REAL TIME OPTIMIZATION IN NETWORKS: PRACTICAL ALGORITHMS WITH PROVABLE GUARANTEES

Abstract

We consider several optimization problems where the main challenge is to answer to a stream of requests. We provide algorithms that are efficient, practical, enjoy performance guarantees, and work well in practice. The first problem we study is computing Constrained Shortest Paths at scale. Even though the underlying optimization problem is NP-Hard, we can give parametric guarantees for the space requirement and running time of our algorithm.
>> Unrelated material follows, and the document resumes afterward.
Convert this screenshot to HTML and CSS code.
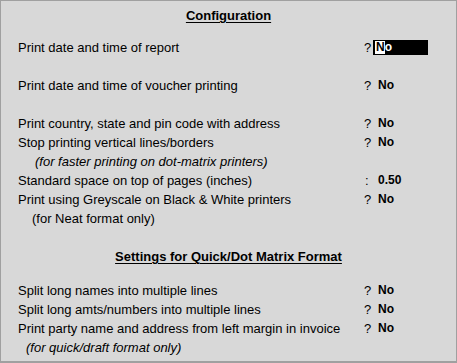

We use precomputation techniques, generalize the notion of Highway Dimension, and prove that, under mild conditions, we can scale Constrained Shortest Path whenever we can scale Shortest Path. We study also a large family of Resource Allocation and Pricing problems. We give a unified treatment and provide an algorithm that achieves constant regret, i.e., constant additive loss, in several problems. As special cases we can cover, we mention Online Packing (Network Revenue Management), Online Matching, Online Probing, and Pricing of Multiple Items. Our results hold even under several generalizations, such as restocking of resources and queues of customers with abandonment. Additionally, we present several robustness results in cases where the parameters of the problem are misspecified, similar to Bandits problems, or when there are two conflicting objectives, namely reward maximization and cost minimization. Furthermore, we also study the case when the arrival distribution can be accessed only via historical data and show that a single trace is enough to maintain constant regret guarantees.